In support of Ukraine, Chanel had to watch Russian influencers post videos of themselves cutting up their Chanel handbags in protest after they were barred from buying the brand.

As Ben Hunt of Epsilon Theory (the investment and risk management consultancy) says: “Do you want to preserve your authenticity and your brand, or do you want to preserve your earnings guidance and share price? Choose one. You can’t have both.”

And therein lies the corporate dilemma. Seemingly minor undercurrents like stakeholder capitalism, ESG ratings and identity politics have quickly gained momentum and are fast re-shaping how companies are led and managed.

For CEOs and boards, the looming question is whether CPR has opened a Pandora’s box that puts moral considerations at the forefront of where and with whom a company does business and how they will have to justify those decisions. For example, if companies are prepared to make a stand on behalf of the Ukrainians, why are they not prepared to make a stand on behalf of the Uighurs, the Rohingya, or other oppressed peoples?

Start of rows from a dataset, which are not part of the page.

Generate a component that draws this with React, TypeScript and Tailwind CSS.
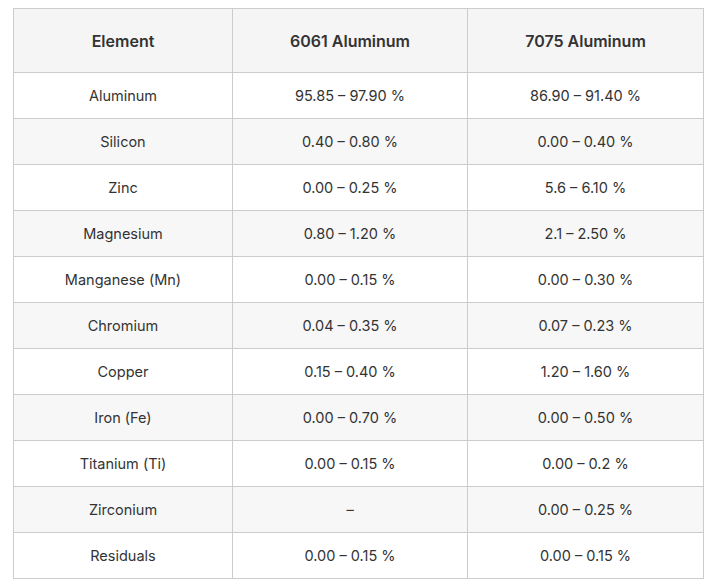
const rows: [string, string, string][] = [
  ["Aluminum", "95.85 – 97.90 %", "86.90 – 91.40 %"],
  ["Silicon", "0.40 – 0.80 %", "0.00 – 0.40 %"],
  ["Zinc", "0.00 – 0.25 %", "5.6 – 6.10 %"],
  ["Magnesium", "0.80 – 1.20 %", "2.1 – 2.50 %"],
  ["Manganese (Mn)", "0.00 – 0.15 %", "0.00 – 0.30 %"],
  ["Chromium", "0.04 – 0.35 %", "0.07 – 0.23 %"],
  ["Copper", "0.15 – 0.40 %", "1.20 – 1.60 %"],
  ["Iron (Fe)", "0.00 – 0.70 %", "0.00 – 0.50 %"],
  ["Titanium (Ti)", "0.00 – 0.15 %", "0.00 – 0.2 %"],
  ["Zirconium", "–", "0.00 – 0.25 %"],
  ["Residuals", "0.00 – 0.15 %", "0.00 – 0.15 %"],
];

export default function App() {
  return (
    <div className="w-[720px] h-[586px] bg-white pt-[8px] pl-[13px] font-['Inter',sans-serif] text-[#333]">
      <table className="w-[690px] border-collapse table-fixed">
        <colgroup>
          <col className="w-[219px]" />
          <col className="w-[235px]" />
          <col className="w-[236px]" />
        </colgroup>
        <thead>
          <tr className="bg-[#f5f5f5] h-[64px]">
            {["Element", "6061 Aluminum", "7075 Aluminum"].map((h) => (
              <th key={h} className="border border-[#ccc] text-[16px] font-semibold text-[#333] text-center">
                {h}
              </th>
            ))}
          </tr>
        </thead>
        <tbody>
          {rows.map((r, i) => (
            <tr key={r[0]} className={`h-[46px] ${i % 2 === 1 ? "bg-[#f7f7f7]" : "bg-white"}`}>
              {r.map((c, j) => (
                <td key={j} className="border border-[#ccc] text-[14.5px] text-center">
                  {c}
                </td>
              ))}
            </tr>
          ))}
        </tbody>
      </table>
    </div>
  );
}
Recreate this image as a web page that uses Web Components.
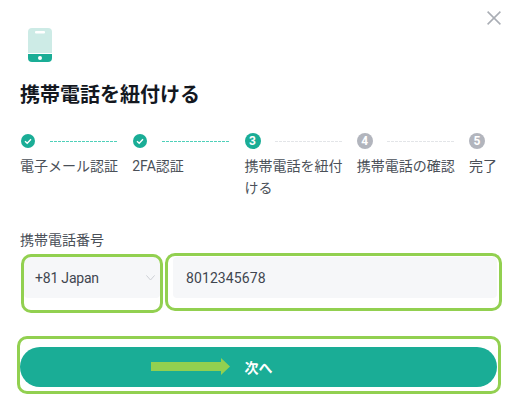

It's a very slippery slope…

Bystander brands (aka mercenary brands)

“Bystander brands” (a term coined by The Conversation) can be described as ‘second movers’ – i.e., brands that try to appeal to disaffected consumers of rival brands who are offended by the activist stance taken by a brand. Bystander brands position themselves as ‘free agents’ with no fixed brand allegiances. This strategy is just as risky as being upfront about brand values. Bystander brands could benefit from disaffected consumers in the short term, but customer loyalty is increasingly cemented on personal values mirrored. In the long run, fence-sitting is no longer a wise business strategy.